TASK DESCRIPTION
Reproduce the listing exactly, with no pictures in your copy.

____

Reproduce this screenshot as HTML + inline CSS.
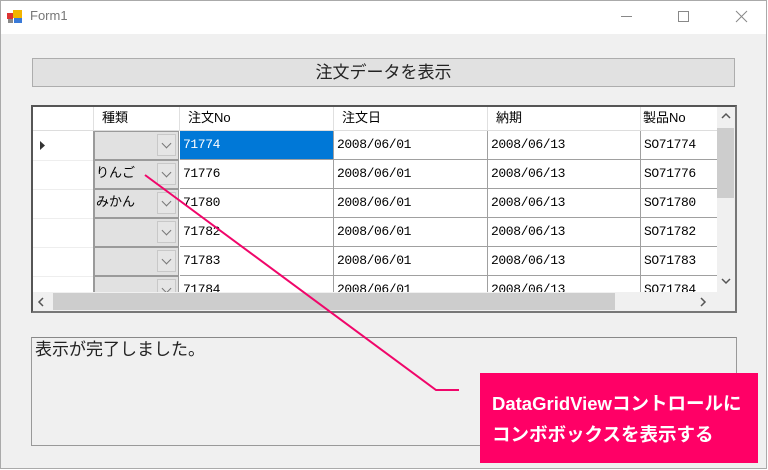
<!DOCTYPE html><html><head><meta charset="utf-8"><style>
*{margin:0;padding:0;box-sizing:border-box}
body{width:768px;height:470px;background:#fff;position:relative;overflow:hidden;font-family:"Liberation Sans","Noto Sans CJK JP",sans-serif}
.a{position:absolute}
.win{left:0;top:0;width:767px;height:469px;border:1px solid #aaa;background:#f0f0f0}
.title{left:1px;top:1px;width:765px;height:33px;background:#fff}
.cell{position:absolute;height:29px;border-right:1px solid #a0a0a0;border-bottom:1px solid #a0a0a0;background:#fff;font-size:13px;line-height:28px;padding-left:3px;color:#000;font-family:"Liberation Mono",monospace;letter-spacing:-0.4px;overflow:hidden;white-space:nowrap}
.hd{position:absolute;top:107px;height:24px;background:#fff;border-right:1px solid #e0e0e0;font-size:13px;line-height:22px;padding-left:8px}
.cb{position:absolute;width:86px;height:29px;background:#e1e1e1;border:1px solid #9a9a9a;border-left:2px solid #9a9a9a;font-size:13px;line-height:24px;padding-left:1px}
.cb i{position:absolute;right:2px;top:2px;width:19px;height:22px;border:1px solid #c8c8c8;background:#e5e5e5}
.cb i:after{content:"";position:absolute;left:5px;top:5px;width:6px;height:6px;border-right:1px solid #777;border-bottom:1px solid #777;transform:rotate(45deg)}
</style></head><body>
<div class="a win"></div>
<div class="a title"></div>
<svg class="a" style="left:7px;top:10px" width="16" height="14"><rect x="0" y="3" width="6" height="6" fill="#d33"/><rect x="6" y="0" width="9" height="8" fill="#f2b400"/><rect x="1" y="9" width="5" height="4" fill="#888"/><rect x="7" y="8" width="8" height="5" fill="#3a7ad8"/></svg>
<div class="a" style="left:30px;top:8px;font-size:13px;color:#777">Form1</div>
<div class="a" style="left:621px;top:16px;width:11px;height:1px;background:#888"></div>
<div class="a" style="left:678px;top:11px;width:11px;height:11px;border:1px solid #888"></div>
<svg class="a" style="left:735px;top:10px" width="13" height="13"><path d="M1 1L12 12M12 1L1 12" stroke="#888" stroke-width="1"/></svg>
<div class="a" style="left:32px;top:58px;width:703px;height:29px;background:#e1e1e1;border:1px solid #adadad;text-align:center;font-size:17px;line-height:27px;color:#222">注文データを表示</div>
<div class="a" style="left:31px;top:105px;width:706px;height:208px;border:2px solid #555;border-right-color:#777;border-bottom-color:#777;background:#fff;overflow:hidden">
</div>
<div class="a" style="left:33px;top:107px;width:684px;height:185px;overflow:hidden;background:#fff">
<div style="position:relative;left:-33px;top:-107px">
<div class="hd" style="left:93px;width:87px;border-left:1px solid #e0e0e0">種類</div>
<div class="hd" style="left:180px;width:154px">注文No</div>
<div class="hd" style="left:334px;width:154px">注文日</div>
<div class="hd" style="left:488px;width:153px">納期</div>
<div class="hd" style="left:641px;width:80px;padding-left:2px">製品No</div>
<div class="a" style="left:33px;top:130px;width:700px;height:1px;background:#ddd"></div>

<div class="cell" style="left:180px;top:131px;width:154px;background:#0078d7;color:#fff">71774</div>
<div class="cell" style="left:334px;top:131px;width:154px">2008/06/01</div>
<div class="cell" style="left:488px;top:131px;width:153px">2008/06/13</div>
<div class="cell" style="left:641px;top:131px;width:90px">SO71774</div>
<div class="cb" style="left:93px;top:131px"><i></i></div>

<div class="cell" style="left:180px;top:160px;width:154px">71776</div>
<div class="cell" style="left:334px;top:160px;width:154px">2008/06/01</div>
<div class="cell" style="left:488px;top:160px;width:153px">2008/06/13</div>
<div class="cell" style="left:641px;top:160px;width:90px">SO71776</div>
<div class="cb" style="left:93px;top:160px">りんご<i></i></div>

<div class="cell" style="left:180px;top:189px;width:154px">71780</div>
<div class="cell" style="left:334px;top:189px;width:154px">2008/06/01</div>
<div class="cell" style="left:488px;top:189px;width:153px">2008/06/13</div>
<div class="cell" style="left:641px;top:189px;width:90px">SO71780</div>
<div class="cb" style="left:93px;top:189px">みかん<i></i></div>

<div class="cell" style="left:180px;top:218px;width:154px">71782</div>
<div class="cell" style="left:334px;top:218px;width:154px">2008/06/01</div>
<div class="cell" style="left:488px;top:218px;width:153px">2008/06/13</div>
<div class="cell" style="left:641px;top:218px;width:90px">SO71782</div>
<div class="cb" style="left:93px;top:218px"><i></i></div>

<div class="cell" style="left:180px;top:247px;width:154px">71783</div>
<div class="cell" style="left:334px;top:247px;width:154px">2008/06/01</div>
<div class="cell" style="left:488px;top:247px;width:153px">2008/06/13</div>
<div class="cell" style="left:641px;top:247px;width:90px">SO71783</div>
<div class="cb" style="left:93px;top:247px"><i></i></div>

<div class="cell" style="left:180px;top:276px;width:154px">71784</div>
<div class="cell" style="left:334px;top:276px;width:154px">2008/06/01</div>
<div class="cell" style="left:488px;top:276px;width:153px">2008/06/13</div>
<div class="cell" style="left:641px;top:276px;width:90px">SO71784</div>
<div class="cb" style="left:93px;top:276px"><i></i></div>

<div class="a" style="left:33px;top:160px;width:60px;height:1px;background:#eee"></div>
<div class="a" style="left:33px;top:189px;width:60px;height:1px;background:#eee"></div>
<div class="a" style="left:33px;top:218px;width:60px;height:1px;background:#eee"></div>
<div class="a" style="left:33px;top:247px;width:60px;height:1px;background:#eee"></div>
<div class="a" style="left:33px;top:276px;width:60px;height:1px;background:#eee"></div>
<svg class="a" style="left:40px;top:141px" width="6" height="9"><path d="M0 0L5 4.5L0 9Z" fill="#333"/></svg>
</div></div>
<div class="a" style="left:717px;top:107px;width:18px;height:185px;background:#f0f0f0"></div>
<div class="a" style="left:717px;top:128px;width:17px;height:70px;background:#cdcdcd"></div>
<svg class="a" style="left:721px;top:112px" width="10" height="8"><path d="M1 6L5 2L9 6" stroke="#555" fill="none" stroke-width="1.5"/></svg>
<svg class="a" style="left:721px;top:277px" width="10" height="8"><path d="M1 2L5 6L9 2" stroke="#555" fill="none" stroke-width="1.5"/></svg>
<div class="a" style="left:33px;top:292px;width:702px;height:19px;background:#f0f0f0"></div>
<div class="a" style="left:53px;top:293px;width:562px;height:17px;background:#cdcdcd"></div>
<svg class="a" style="left:37px;top:297px" width="8" height="10"><path d="M6 1L2 5L6 9" stroke="#555" fill="none" stroke-width="1.5"/></svg>
<svg class="a" style="left:699px;top:297px" width="8" height="10"><path d="M2 1L6 5L2 9" stroke="#555" fill="none" stroke-width="1.5"/></svg>
<div class="a" style="left:31px;top:337px;width:706px;height:109px;border:1px solid #999;border-top-color:#888;background:#f0f0f0;font-size:17px;line-height:24px;padding-left:3px;color:#222">表示が完了しました。</div>
<svg class="a" style="left:0;top:0" width="768" height="470"><path d="M145 175L436 390L459 390" stroke="#f0066a" stroke-width="2" fill="none"/></svg>
<div class="a" style="left:480px;top:373px;width:278px;height:90px;background:#ff0066;color:#fff;font-weight:bold;font-size:18.5px;line-height:31px;padding:15px 0 0 12px;white-space:nowrap">DataGridViewコントロールに<br>コンボボックスを表示する</div>
</body></html>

____

ANSWER TO THE EXERCISE
Reproduce this screenshot as HTML + inline CSS.
<!DOCTYPE html><html><head><meta charset="utf-8"><style>
*{margin:0;padding:0;box-sizing:border-box}
body{width:768px;height:470px;background:#fff;position:relative;overflow:hidden;font-family:"Liberation Sans","Noto Sans CJK JP",sans-serif}
.a{position:absolute}
.win{left:0;top:0;width:767px;height:469px;border:1px solid #aaa;background:#f0f0f0}
.title{left:1px;top:1px;width:765px;height:33px;background:#fff}
.cell{position:absolute;height:29px;border-right:1px solid #a0a0a0;border-bottom:1px solid #a0a0a0;background:#fff;font-size:13px;line-height:28px;padding-left:3px;color:#000;font-family:"Liberation Mono",monospace;letter-spacing:-0.4px;overflow:hidden;white-space:nowrap}
.hd{position:absolute;top:107px;height:24px;background:#fff;border-right:1px solid #e0e0e0;font-size:13px;line-height:22px;padding-left:8px}
.cb{position:absolute;width:86px;height:29px;background:#e1e1e1;border:1px solid #9a9a9a;border-left:2px solid #9a9a9a;font-size:13px;line-height:24px;padding-left:1px}
.cb i{position:absolute;right:2px;top:2px;width:19px;height:22px;border:1px solid #c8c8c8;background:#e5e5e5}
.cb i:after{content:"";position:absolute;left:5px;top:5px;width:6px;height:6px;border-right:1px solid #777;border-bottom:1px solid #777;transform:rotate(45deg)}
</style></head><body>
<div class="a win"></div>
<div class="a title"></div>
<svg class="a" style="left:7px;top:10px" width="16" height="14"><rect x="0" y="3" width="6" height="6" fill="#d33"/><rect x="6" y="0" width="9" height="8" fill="#f2b400"/><rect x="1" y="9" width="5" height="4" fill="#888"/><rect x="7" y="8" width="8" height="5" fill="#3a7ad8"/></svg>
<div class="a" style="left:30px;top:8px;font-size:13px;color:#777">Form1</div>
<div class="a" style="left:621px;top:16px;width:11px;height:1px;background:#888"></div>
<div class="a" style="left:678px;top:11px;width:11px;height:11px;border:1px solid #888"></div>
<svg class="a" style="left:735px;top:10px" width="13" height="13"><path d="M1 1L12 12M12 1L1 12" stroke="#888" stroke-width="1"/></svg>
<div class="a" style="left:32px;top:58px;width:703px;height:29px;background:#e1e1e1;border:1px solid #adadad;text-align:center;font-size:17px;line-height:27px;color:#222">注文データを表示</div>
<div class="a" style="left:31px;top:105px;width:706px;height:208px;border:2px solid #555;border-right-color:#777;border-bottom-color:#777;background:#fff;overflow:hidden">
</div>
<div class="a" style="left:33px;top:107px;width:684px;height:185px;overflow:hidden;background:#fff">
<div style="position:relative;left:-33px;top:-107px">
<div class="hd" style="left:93px;width:87px;border-left:1px solid #e0e0e0">種類</div>
<div class="hd" style="left:180px;width:154px">注文No</div>
<div class="hd" style="left:334px;width:154px">注文日</div>
<div class="hd" style="left:488px;width:153px">納期</div>
<div class="hd" style="left:641px;width:80px;padding-left:2px">製品No</div>
<div class="a" style="left:33px;top:130px;width:700px;height:1px;background:#ddd"></div>

<div class="cell" style="left:180px;top:131px;width:154px;background:#0078d7;color:#fff">71774</div>
<div class="cell" style="left:334px;top:131px;width:154px">2008/06/01</div>
<div class="cell" style="left:488px;top:131px;width:153px">2008/06/13</div>
<div class="cell" style="left:641px;top:131px;width:90px">SO71774</div>
<div class="cb" style="left:93px;top:131px"><i></i></div>

<div class="cell" style="left:180px;top:160px;width:154px">71776</div>
<div class="cell" style="left:334px;top:160px;width:154px">2008/06/01</div>
<div class="cell" style="left:488px;top:160px;width:153px">2008/06/13</div>
<div class="cell" style="left:641px;top:160px;width:90px">SO71776</div>
<div class="cb" style="left:93px;top:160px">りんご<i></i></div>

<div class="cell" style="left:180px;top:189px;width:154px">71780</div>
<div class="cell" style="left:334px;top:189px;width:154px">2008/06/01</div>
<div class="cell" style="left:488px;top:189px;width:153px">2008/06/13</div>
<div class="cell" style="left:641px;top:189px;width:90px">SO71780</div>
<div class="cb" style="left:93px;top:189px">みかん<i></i></div>

<div class="cell" style="left:180px;top:218px;width:154px">71782</div>
<div class="cell" style="left:334px;top:218px;width:154px">2008/06/01</div>
<div class="cell" style="left:488px;top:218px;width:153px">2008/06/13</div>
<div class="cell" style="left:641px;top:218px;width:90px">SO71782</div>
<div class="cb" style="left:93px;top:218px"><i></i></div>

<div class="cell" style="left:180px;top:247px;width:154px">71783</div>
<div class="cell" style="left:334px;top:247px;width:154px">2008/06/01</div>
<div class="cell" style="left:488px;top:247px;width:153px">2008/06/13</div>
<div class="cell" style="left:641px;top:247px;width:90px">SO71783</div>
<div class="cb" style="left:93px;top:247px"><i></i></div>

<div class="cell" style="left:180px;top:276px;width:154px">71784</div>
<div class="cell" style="left:334px;top:276px;width:154px">2008/06/01</div>
<div class="cell" style="left:488px;top:276px;width:153px">2008/06/13</div>
<div class="cell" style="left:641px;top:276px;width:90px">SO71784</div>
<div class="cb" style="left:93px;top:276px"><i></i></div>

<div class="a" style="left:33px;top:160px;width:60px;height:1px;background:#eee"></div>
<div class="a" style="left:33px;top:189px;width:60px;height:1px;background:#eee"></div>
<div class="a" style="left:33px;top:218px;width:60px;height:1px;background:#eee"></div>
<div class="a" style="left:33px;top:247px;width:60px;height:1px;background:#eee"></div>
<div class="a" style="left:33px;top:276px;width:60px;height:1px;background:#eee"></div>
<svg class="a" style="left:40px;top:141px" width="6" height="9"><path d="M0 0L5 4.5L0 9Z" fill="#333"/></svg>
</div></div>
<div class="a" style="left:717px;top:107px;width:18px;height:185px;background:#f0f0f0"></div>
<div class="a" style="left:717px;top:128px;width:17px;height:70px;background:#cdcdcd"></div>
<svg class="a" style="left:721px;top:112px" width="10" height="8"><path d="M1 6L5 2L9 6" stroke="#555" fill="none" stroke-width="1.5"/></svg>
<svg class="a" style="left:721px;top:277px" width="10" height="8"><path d="M1 2L5 6L9 2" stroke="#555" fill="none" stroke-width="1.5"/></svg>
<div class="a" style="left:33px;top:292px;width:702px;height:19px;background:#f0f0f0"></div>
<div class="a" style="left:53px;top:293px;width:562px;height:17px;background:#cdcdcd"></div>
<svg class="a" style="left:37px;top:297px" width="8" height="10"><path d="M6 1L2 5L6 9" stroke="#555" fill="none" stroke-width="1.5"/></svg>
<svg class="a" style="left:699px;top:297px" width="8" height="10"><path d="M2 1L6 5L2 9" stroke="#555" fill="none" stroke-width="1.5"/></svg>
<div class="a" style="left:31px;top:337px;width:706px;height:109px;border:1px solid #999;border-top-color:#888;background:#f0f0f0;font-size:17px;line-height:24px;padding-left:3px;color:#222">表示が完了しました。</div>
<svg class="a" style="left:0;top:0" width="768" height="470"><path d="M145 175L436 390L459 390" stroke="#f0066a" stroke-width="2" fill="none"/></svg>
<div class="a" style="left:480px;top:373px;width:278px;height:90px;background:#ff0066;color:#fff;font-weight:bold;font-size:18.5px;line-height:31px;padding:15px 0 0 12px;white-space:nowrap">DataGridViewコントロールに<br>コンボボックスを表示する</div>
</body></html>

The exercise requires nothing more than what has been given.